What the task requires
Each line of the material must be repeated precisely, with the pictures left out.

Supplied information
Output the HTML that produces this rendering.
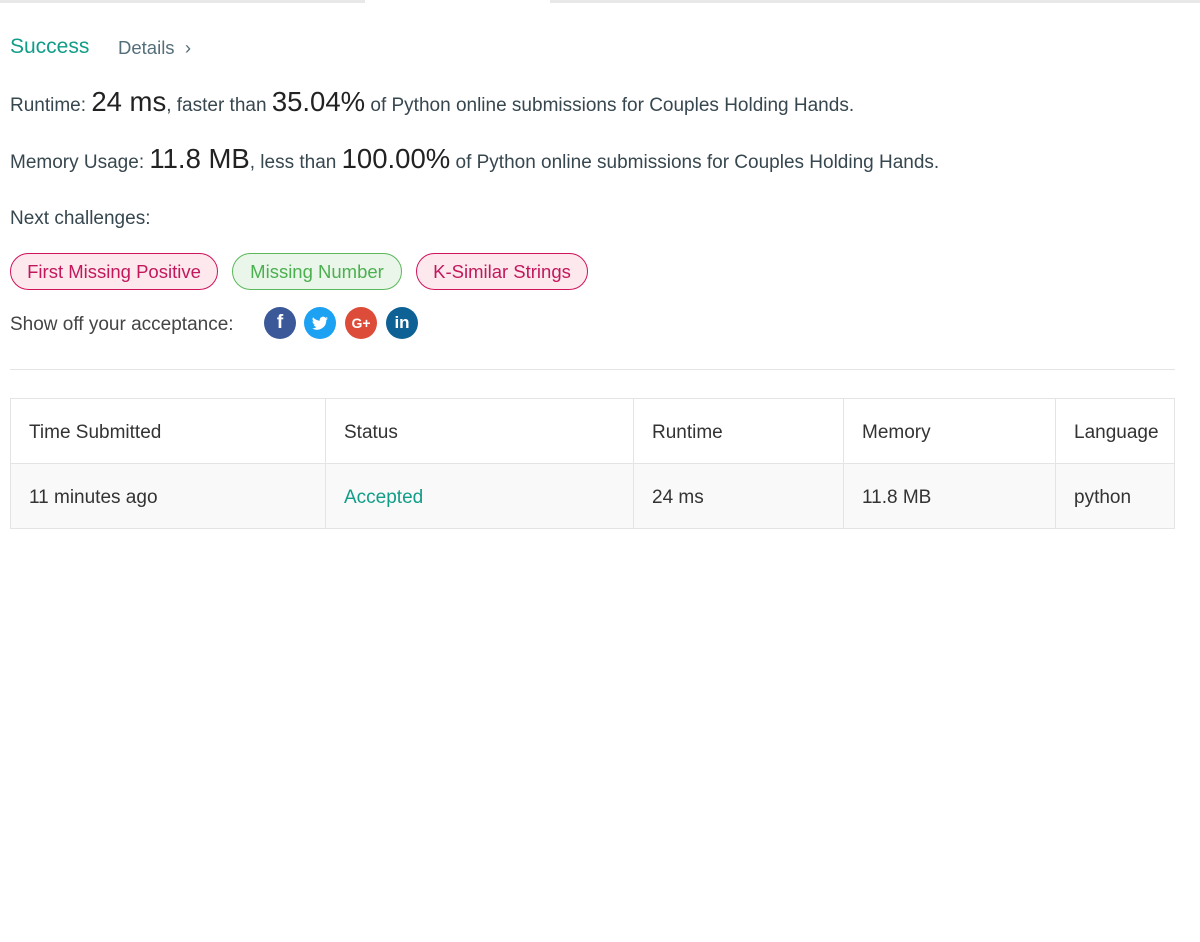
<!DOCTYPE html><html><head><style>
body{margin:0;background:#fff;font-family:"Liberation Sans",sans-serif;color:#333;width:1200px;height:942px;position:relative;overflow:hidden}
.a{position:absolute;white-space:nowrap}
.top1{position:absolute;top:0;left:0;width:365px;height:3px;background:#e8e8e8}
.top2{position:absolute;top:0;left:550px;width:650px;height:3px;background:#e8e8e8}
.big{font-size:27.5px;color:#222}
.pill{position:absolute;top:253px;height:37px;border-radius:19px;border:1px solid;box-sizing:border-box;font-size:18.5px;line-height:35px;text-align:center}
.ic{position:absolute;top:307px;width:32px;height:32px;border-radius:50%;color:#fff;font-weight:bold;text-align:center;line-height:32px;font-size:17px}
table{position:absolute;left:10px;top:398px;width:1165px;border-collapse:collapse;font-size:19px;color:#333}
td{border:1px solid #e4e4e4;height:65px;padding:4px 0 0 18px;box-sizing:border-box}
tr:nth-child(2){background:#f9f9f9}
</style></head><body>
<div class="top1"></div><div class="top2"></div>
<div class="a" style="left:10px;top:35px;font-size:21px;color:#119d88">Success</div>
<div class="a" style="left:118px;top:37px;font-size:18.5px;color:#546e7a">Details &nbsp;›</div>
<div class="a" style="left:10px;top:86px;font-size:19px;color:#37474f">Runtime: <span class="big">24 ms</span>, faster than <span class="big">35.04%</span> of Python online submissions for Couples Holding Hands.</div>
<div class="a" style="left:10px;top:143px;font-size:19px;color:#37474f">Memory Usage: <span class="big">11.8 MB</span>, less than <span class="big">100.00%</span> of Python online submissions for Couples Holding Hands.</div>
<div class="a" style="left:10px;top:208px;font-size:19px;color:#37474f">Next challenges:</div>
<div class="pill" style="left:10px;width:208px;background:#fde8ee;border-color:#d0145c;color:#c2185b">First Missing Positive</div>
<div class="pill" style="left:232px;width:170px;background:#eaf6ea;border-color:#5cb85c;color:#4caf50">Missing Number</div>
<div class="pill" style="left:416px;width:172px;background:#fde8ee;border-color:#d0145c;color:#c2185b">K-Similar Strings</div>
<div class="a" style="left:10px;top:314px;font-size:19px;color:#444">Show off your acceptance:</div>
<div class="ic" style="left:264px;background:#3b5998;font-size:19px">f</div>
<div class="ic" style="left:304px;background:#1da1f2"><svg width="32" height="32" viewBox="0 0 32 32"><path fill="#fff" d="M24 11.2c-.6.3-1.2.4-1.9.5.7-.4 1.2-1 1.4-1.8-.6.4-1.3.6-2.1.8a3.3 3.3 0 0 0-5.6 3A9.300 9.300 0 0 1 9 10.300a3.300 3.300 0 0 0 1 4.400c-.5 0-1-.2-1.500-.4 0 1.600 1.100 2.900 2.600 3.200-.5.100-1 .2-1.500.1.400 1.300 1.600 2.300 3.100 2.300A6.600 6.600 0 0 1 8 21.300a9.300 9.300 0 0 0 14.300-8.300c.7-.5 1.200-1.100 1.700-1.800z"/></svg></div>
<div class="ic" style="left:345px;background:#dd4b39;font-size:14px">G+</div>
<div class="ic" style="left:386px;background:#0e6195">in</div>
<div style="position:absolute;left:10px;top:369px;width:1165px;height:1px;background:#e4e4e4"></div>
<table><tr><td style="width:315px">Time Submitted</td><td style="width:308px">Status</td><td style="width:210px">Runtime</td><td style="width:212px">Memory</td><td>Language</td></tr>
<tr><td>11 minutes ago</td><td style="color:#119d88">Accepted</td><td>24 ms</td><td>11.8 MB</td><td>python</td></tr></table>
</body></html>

Right answer
Output the HTML that produces this rendering.
<!DOCTYPE html><html><head><style>
body{margin:0;background:#fff;font-family:"Liberation Sans",sans-serif;color:#333;width:1200px;height:942px;position:relative;overflow:hidden}
.a{position:absolute;white-space:nowrap}
.top1{position:absolute;top:0;left:0;width:365px;height:3px;background:#e8e8e8}
.top2{position:absolute;top:0;left:550px;width:650px;height:3px;background:#e8e8e8}
.big{font-size:27.5px;color:#222}
.pill{position:absolute;top:253px;height:37px;border-radius:19px;border:1px solid;box-sizing:border-box;font-size:18.5px;line-height:35px;text-align:center}
.ic{position:absolute;top:307px;width:32px;height:32px;border-radius:50%;color:#fff;font-weight:bold;text-align:center;line-height:32px;font-size:17px}
table{position:absolute;left:10px;top:398px;width:1165px;border-collapse:collapse;font-size:19px;color:#333}
td{border:1px solid #e4e4e4;height:65px;padding:4px 0 0 18px;box-sizing:border-box}
tr:nth-child(2){background:#f9f9f9}
</style></head><body>
<div class="top1"></div><div class="top2"></div>
<div class="a" style="left:10px;top:35px;font-size:21px;color:#119d88">Success</div>
<div class="a" style="left:118px;top:37px;font-size:18.5px;color:#546e7a">Details &nbsp;›</div>
<div class="a" style="left:10px;top:86px;font-size:19px;color:#37474f">Runtime: <span class="big">24 ms</span>, faster than <span class="big">35.04%</span> of Python online submissions for Couples Holding Hands.</div>
<div class="a" style="left:10px;top:143px;font-size:19px;color:#37474f">Memory Usage: <span class="big">11.8 MB</span>, less than <span class="big">100.00%</span> of Python online submissions for Couples Holding Hands.</div>
<div class="a" style="left:10px;top:208px;font-size:19px;color:#37474f">Next challenges:</div>
<div class="pill" style="left:10px;width:208px;background:#fde8ee;border-color:#d0145c;color:#c2185b">First Missing Positive</div>
<div class="pill" style="left:232px;width:170px;background:#eaf6ea;border-color:#5cb85c;color:#4caf50">Missing Number</div>
<div class="pill" style="left:416px;width:172px;background:#fde8ee;border-color:#d0145c;color:#c2185b">K-Similar Strings</div>
<div class="a" style="left:10px;top:314px;font-size:19px;color:#444">Show off your acceptance:</div>
<div class="ic" style="left:264px;background:#3b5998;font-size:19px">f</div>
<div class="ic" style="left:304px;background:#1da1f2"><svg width="32" height="32" viewBox="0 0 32 32"><path fill="#fff" d="M24 11.2c-.6.3-1.2.4-1.9.5.7-.4 1.2-1 1.4-1.8-.6.4-1.3.6-2.1.8a3.3 3.3 0 0 0-5.6 3A9.300 9.300 0 0 1 9 10.300a3.300 3.300 0 0 0 1 4.400c-.5 0-1-.2-1.500-.4 0 1.600 1.100 2.900 2.600 3.200-.5.100-1 .2-1.500.1.400 1.300 1.600 2.300 3.100 2.300A6.600 6.600 0 0 1 8 21.300a9.300 9.300 0 0 0 14.300-8.300c.7-.5 1.200-1.100 1.700-1.800z"/></svg></div>
<div class="ic" style="left:345px;background:#dd4b39;font-size:14px">G+</div>
<div class="ic" style="left:386px;background:#0e6195">in</div>
<div style="position:absolute;left:10px;top:369px;width:1165px;height:1px;background:#e4e4e4"></div>
<table><tr><td style="width:315px">Time Submitted</td><td style="width:308px">Status</td><td style="width:210px">Runtime</td><td style="width:212px">Memory</td><td>Language</td></tr>
<tr><td>11 minutes ago</td><td style="color:#119d88">Accepted</td><td>24 ms</td><td>11.8 MB</td><td>python</td></tr></table>
</body></html>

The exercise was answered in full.